(Stated task) Find each line with "screenshot" and copy it.

(Data shown)
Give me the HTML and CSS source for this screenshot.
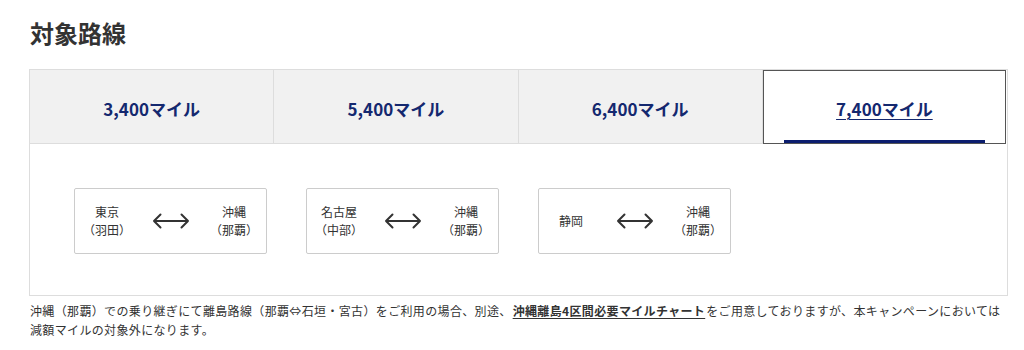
FILE: index.html
```html
<!DOCTYPE html>
<html lang="ja">
<head>
<meta charset="utf-8">
<link rel="stylesheet" href="styles.css">
</head>
<body>
<div class="page">
  <h2 class="title">対象路線</h2>
  <div class="tabbox">
    <div class="tabs">
      <div class="tab">3,400マイル</div>
      <div class="tab">5,400マイル</div>
      <div class="tab">6,400マイル</div>
      <div class="tab active"><span>7,400マイル</span></div>
    </div>
    <div class="panel">
      <div class="card">
        <div class="place">東京<br>（羽田）</div>
        <svg class="arrow" width="38" height="16" viewBox="0 0 38 16"><path d="M2 8H36M8.5 1.5L2 8L8.5 14.5M29.5 1.5L36 8L29.5 14.5" fill="none" stroke="#333" stroke-width="2" stroke-linecap="round" stroke-linejoin="round"/></svg>
        <div class="place">沖縄<br>（那覇）</div>
      </div>
      <div class="card">
        <div class="place">名古屋<br>（中部）</div>
        <svg class="arrow" width="38" height="16" viewBox="0 0 38 16"><path d="M2 8H36M8.5 1.5L2 8L8.5 14.5M29.5 1.5L36 8L29.5 14.5" fill="none" stroke="#333" stroke-width="2" stroke-linecap="round" stroke-linejoin="round"/></svg>
        <div class="place">沖縄<br>（那覇）</div>
      </div>
      <div class="card">
        <div class="place">静岡</div>
        <svg class="arrow" width="38" height="16" viewBox="0 0 38 16"><path d="M2 8H36M8.5 1.5L2 8L8.5 14.5M29.5 1.5L36 8L29.5 14.5" fill="none" stroke="#333" stroke-width="2" stroke-linecap="round" stroke-linejoin="round"/></svg>
        <div class="place">沖縄<br>（那覇）</div>
      </div>
    </div>
  </div>
  <p class="note">沖縄（那覇）での乗り継ぎにて離島路線（那覇⇔石垣・宮古）をご利用の場合、別途、<a class="link">沖縄離島4区間必要マイルチャート</a>をご用意しておりますが、本キャンペーンにおいては減額マイルの対象外になります。</p>
</div>
</body>
</html>
```

FILE: styles.css
```css
html, body {
  margin: 0;
  padding: 0;
  background: #fff;
}
body {
  font-family: "Noto Sans CJK JP", "Noto Sans", sans-serif;
  color: #333;
}
.page {
  padding: 0 16px 0 29px;
}
.title {
  margin: 0;
  padding: 18px 0 0 1px;
  height: 69px;
  box-sizing: border-box;
  font-size: 24px;
  line-height: 30px;
  font-weight: 700;
  color: #333;
}
.tabbox {
  width: 979px;
}
.tabs {
  display: flex;
  border: 1px solid #ddd;
  border-bottom: none;
}
.tab {
  flex: 1;
  height: 74px;
  box-sizing: border-box;
  padding-top: 3px;
  display: flex;
  align-items: center;
  justify-content: center;
  background: #f1f1f1;
  border-right: 1px solid #ddd;
  border-bottom: 1px solid #ddd;
  font-size: 17px;
  font-weight: 700;
  color: #14286f;
}
.tab:last-child {
  border-right: none;
}
.tab.active {
  position: relative;
  background: #fff;
  box-shadow: inset 0 0 0 1px #555;
  border-bottom: none;
  height: 74px;
  margin-right: 1px;
}
.tab.active span {
  text-decoration: underline;
  text-underline-offset: 3px;
  text-decoration-thickness: 1px;
}
.tab.active::after {
  content: "";
  position: absolute;
  left: 21px;
  right: 21px;
  bottom: 1px;
  height: 3px;
  background: #0b1d6e;
}
.panel {
  display: flex;
  gap: 39px;
  border: 1px solid #ddd;
  border-top: none;
  padding: 44px 44px 42px;
  height: 152px;
  box-sizing: border-box;
}
.card {
  width: 193px;
  height: 66px;
  box-sizing: border-box;
  border: 1px solid #ccc;
  border-radius: 2px;
  display: grid;
  grid-template-columns: 50px 1fr 50px;
  align-items: center;
  justify-items: center;
  padding: 0 7px;
}
.place {
  font-size: 12px;
  line-height: 18px;
  text-align: center;
  color: #333;
  white-space: nowrap;
}
.arrow {
  display: block;
}
.note {
  margin: 5px 0 0 1px;
  font-size: 12px;
  line-height: 19px;
  letter-spacing: 0.35px;
  color: #333;
  width: 976px;
}
.link {
  font-weight: 700;
  text-decoration: underline;
  text-underline-offset: 2px;
  color: #333;
  padding: 0 1px;
}
```
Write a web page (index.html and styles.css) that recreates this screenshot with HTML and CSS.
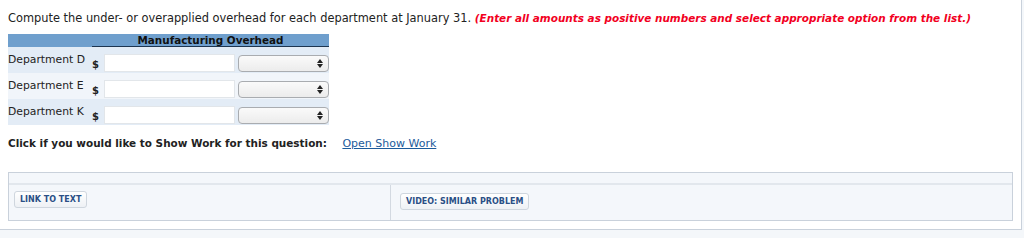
FILE: index.html
```html
<!DOCTYPE html>
<html lang="en">
<head>
    <meta charset="UTF-8">
    <title>Manufacturing Overhead</title>
    <link rel="stylesheet" href="styles.css">
</head>
<body>
    <div class="page">
        <p class="prompt">Compute the under- or overapplied overhead for each department at January 31. <em class="note">(Enter all amounts as positive numbers and select appropriate option from the list.)</em></p>

        <table class="ovh">
            <tr class="head">
                <th class="blank"></th>
                <th colspan="3"><span>Manufacturing Overhead</span></th>
            </tr>
            <tr class="row alt">
                <td class="label">Department D</td>
                <td class="cur">$</td>
                <td><input type="text" class="amt"></td>
                <td><div class="pick"><span class="arrows"></span></div></td>
            </tr>
            <tr class="row">
                <td class="label">Department E</td>
                <td class="cur">$</td>
                <td><input type="text" class="amt"></td>
                <td><div class="pick"><span class="arrows"></span></div></td>
            </tr>
            <tr class="row alt">
                <td class="label">Department K</td>
                <td class="cur">$</td>
                <td><input type="text" class="amt"></td>
                <td><div class="pick"><span class="arrows"></span></div></td>
            </tr>
        </table>

        <p class="showwork"><b>Click if you would like to Show Work for this question:</b> <a href="#">Open Show Work</a></p>

        <div class="tools">
            <div class="tools-top"></div>
            <div class="tools-row">
                <div class="cell left"><button class="btn">LINK TO TEXT</button></div>
                <div class="cell right"><button class="btn">VIDEO: SIMILAR PROBLEM</button></div>
            </div>
        </div>
    </div>
</body>
</html>
```

FILE: styles.css
```css
body {
    margin: 0;
    background: #f4f7fa;
    font-family: "DejaVu Sans", Verdana, sans-serif;
    font-size: 11px;
    color: #222;
}
.page {
    width: 1013px;
    height: 221px;
    padding: 8px 0 0 8px;
    background: #fff;
    border-right: 1px solid #c9d1db;
    border-bottom: 1px solid #c9d1db;
}
.prompt {
    margin: 0;
    padding-top: 3px;
    line-height: 14px;
    font-size: 11.4px;
}
.note {
    color: #f2001e;
    font-weight: bold;
    font-size: 10.45px;
}
.ovh {
    margin-top: 9px;
    border-collapse: collapse;
    width: 321px;
}
.ovh td, .ovh th {
    padding: 0;
    vertical-align: top;
}
.head th {
    background: #6f9fcd;
    height: 13px;
    font-size: 10.4px;
    line-height: 12px;
    color: #111;
}
.head th.blank {
    width: 84px;
}
.head th span {
    display: block;
    border-bottom: 1px solid #1d3550;
}
.row {
    background: #f1f5fa;
    height: 26px;
}
.row.alt {
    background: #e3ecf6;
}
.label {
    padding-top: 6px !important;
    line-height: 14px;
    font-size: 10.8px;
}
.cur {
    width: 12px;
    padding-top: 12px !important;
    font-size: 10px;
    font-weight: bold;
    line-height: 12px;
}
.amt {
    display: block;
    box-sizing: border-box;
    width: 131px;
    height: 18px;
    margin: 7px 0 0;
    border: 1px solid #e2e6ea;
    background: #fff;
    padding: 0;
}
.pick {
    position: relative;
    box-sizing: border-box;
    width: 91px;
    height: 17px;
    margin: 8px 0 0 2px;
    border: 1px solid #a9acb0;
    border-radius: 4px;
    background: linear-gradient(#fafafa, #ececec);
}
.arrows::before,
.arrows::after {
    content: "";
    position: absolute;
    right: 5px;
    border-left: 3px solid transparent;
    border-right: 3px solid transparent;
}
.arrows::before {
    top: 3px;
    border-bottom: 4px solid #222;
}
.arrows::after {
    top: 8px;
    border-top: 4px solid #222;
}
.showwork {
    margin: 11px 0 0;
    line-height: 14px;
}
.showwork b {
    font-size: 10.45px;
}
.showwork a {
    margin-left: 12px;
    color: #1c5b9b;
}
.tools {
    margin-top: 21px;
    width: 1003px;
    border: 1px solid #c9d1db;
    background: #f4f7fb;
}
.tools-top {
    height: 10px;
    border-bottom: 2px solid #e2e7ed;
}
.tools-row {
    display: flex;
    height: 35px;
}
.cell {
    padding: 6px 0 0 5px;
}
.cell.left {
    width: 376px;
    border-right: 1px solid #d3d9e1;
}
.cell.right {
    padding: 8px 0 0 9px;
}
.btn {
    font-family: "DejaVu Sans", Verdana, sans-serif;
    font-size: 8px;
    font-weight: bold;
    color: #2a4f86;
    height: 17px;
    padding: 0 5px;
    border: 1px solid #cfd6de;
    border-radius: 3px;
    background: linear-gradient(#ffffff, #eef1f5);
}
```
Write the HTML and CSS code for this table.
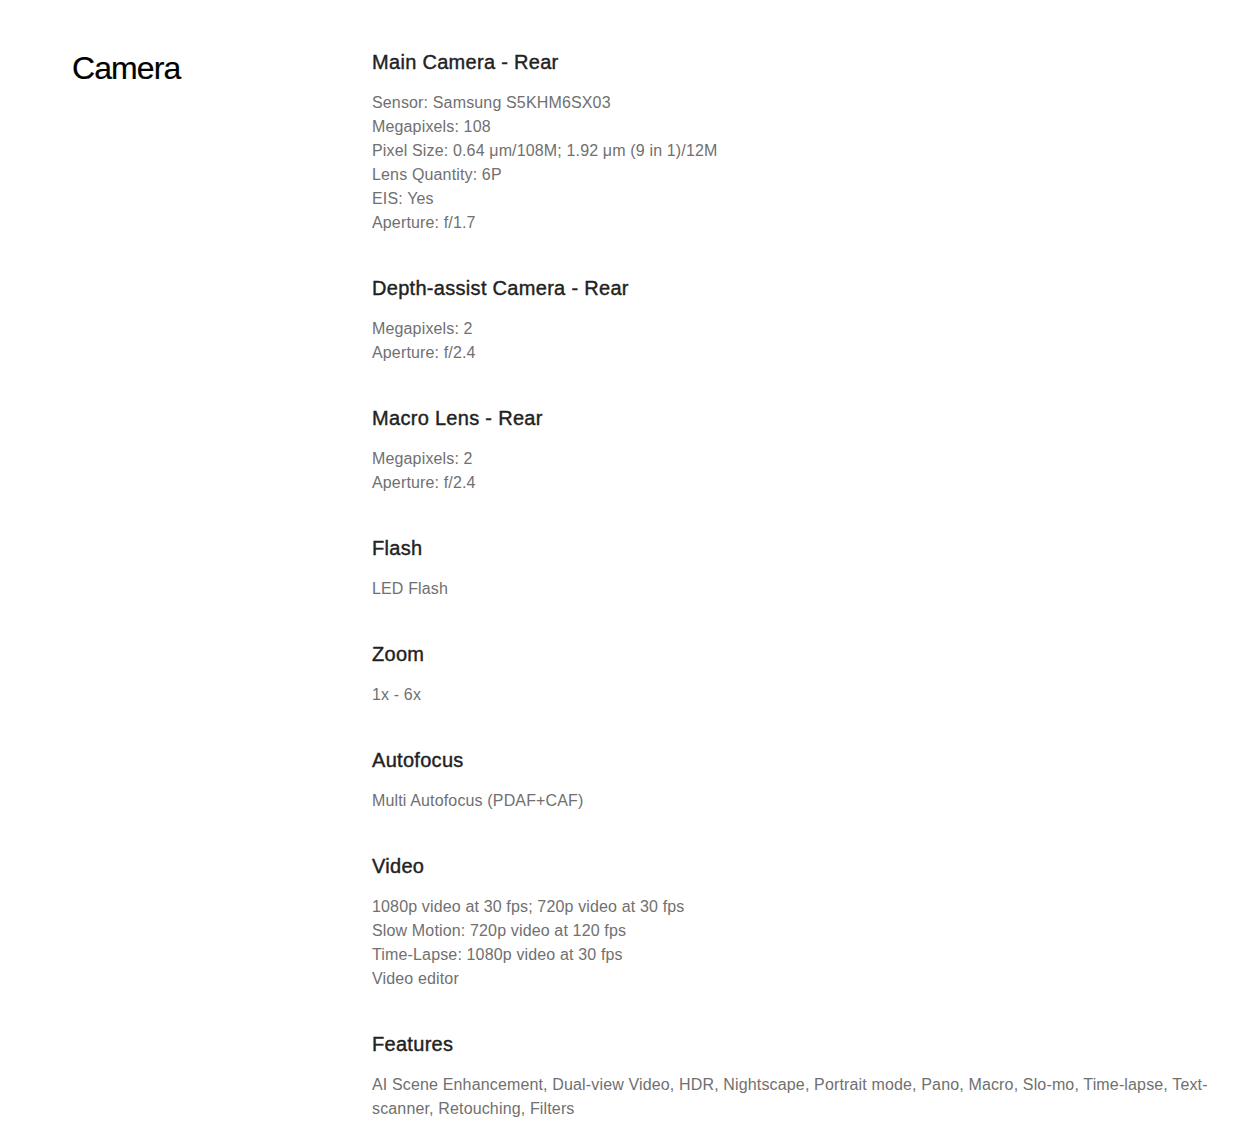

(Reply to the task)
Give me the HTML and CSS source for this screenshot.
Write a web page (index.html and styles.css) that recreates this screenshot with HTML and CSS.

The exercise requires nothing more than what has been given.